The first Vicar Apostolic of Eastern Bengal, Monsignor Thomas Oliffe, served during 1852-53. From 1855 to 1859, Father Louis Verite CSC served as Pro Vicar Apostolic. His successor Father Pierre Dufal CSC was named Vicar Apostolic in 1860 and was ordained a bishop in France. He returned to Dhaka in 1861 and served there until 1876.

From 1876 to 1889, when the Holy Cross missionaries were recalled by their superior to France, the vicariate was administered by Benedictine monks of the Anglo-Belgian province. Dom Cuthbert Downey served as Pro Vicar Apostolic and Dom Gregory de Groote as administrator.

In 1889, the Holy Cross missionaries returned, led by Father Michael Fallize. The Diocese of Dhaka had been canonically erected on September 1, 1886, its territory including that of the present day dioceses of Chittagong  (Bangladesh), Silchar (Assam, India), and Prome (Myanmar). Chittagong  was removed from the jurisdiction of Dhaka in 1927.

When it gained independence in 1947, Dhaka was still a suffragan of the Archdiocese of Calcutta in India. In July 1950, Dhaka was raised to an archdiocese, heading a new ecclesiastical province with Chittagong , Dinajpur and Jessore (present-day Khulna) dioceses as suffragans. Holy Cross Father Lawrence Leo Graner was appointed the first Archbishop of Dhaka.

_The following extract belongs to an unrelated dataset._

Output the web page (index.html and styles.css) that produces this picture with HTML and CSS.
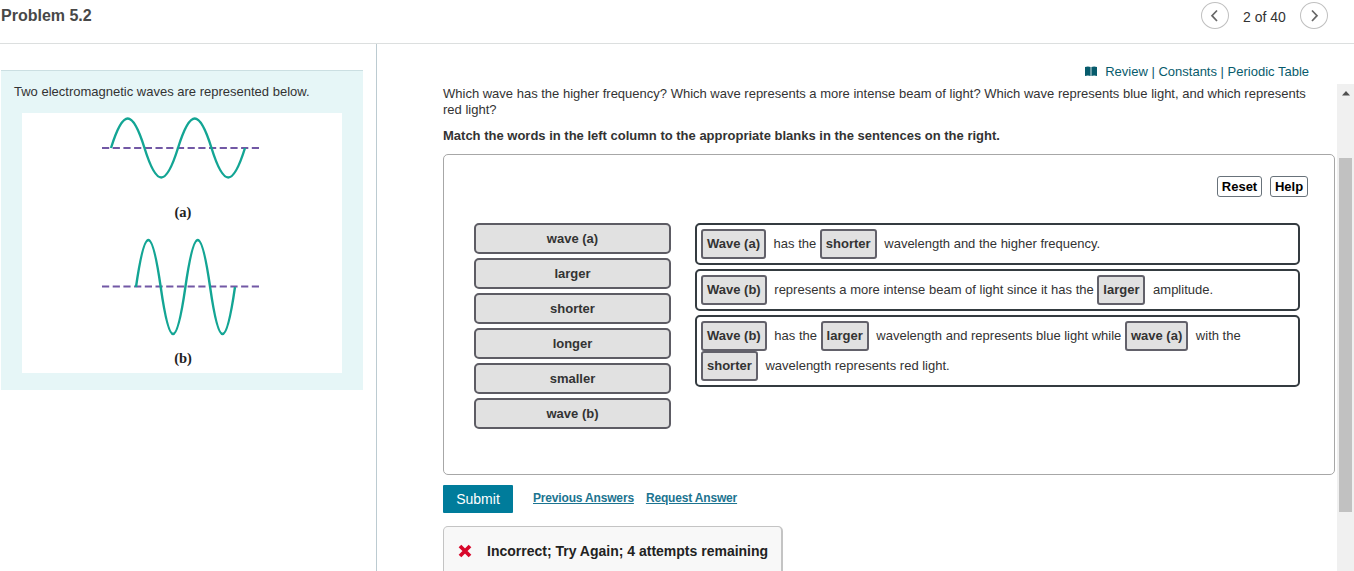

In September 1960, Pope John XXlll gave Dhaka (and Bangladesh as a whole) its first Bengali bishop in the person of Auxiliary Bishop Theotonius A. Ganguly, CSC. In November 1967, Bishop Ganguly became the first Bengali Archbishop of Dhaka. Following his death in September 1977, Bishop Michael Rozario of Dinajpur was appointed the third Archbishop of Dhaka on December 17, 1977. He was installed on April 9, 1978.

In the meantime, Bangladesh had won its independence from Pakistan in December 1971, and the archdiocese, as the only metropolitan see for all of Bangladesh, grew in importance and received greater responsibility.


Buses and other road transport are the primary means of reaching the different parts of the archdiocese. Trains and boats serve some areas, and rickshaws and trishaws are still popular in remote villages.


Dhaka's climate is characterized by its hot, damp, and humid tropical conditions.

Classified under the Köppen system as having a tropical wet and dry climate, the city showcases distinct monsoonal patterns.

Throughout the year, temperatures average around 25 degC (77 degF), with monthly averages ranging from 18 degC (64 degF) in January to 29 degC (84 degF) in August.


Sub-districts and district towns have telecommunications services that are now extending to villages. Mobile phones are available even at the countryside. Bangladesh Television (BTV), situated in Dhaka, is the only TV broadcasting station there, and it covers the whole country.

There are also two or three state-run radio stations located in Dhaka, and one or two private FM radio stations that serve Dhaka city. Satellite and cable TV are available in towns and some villages.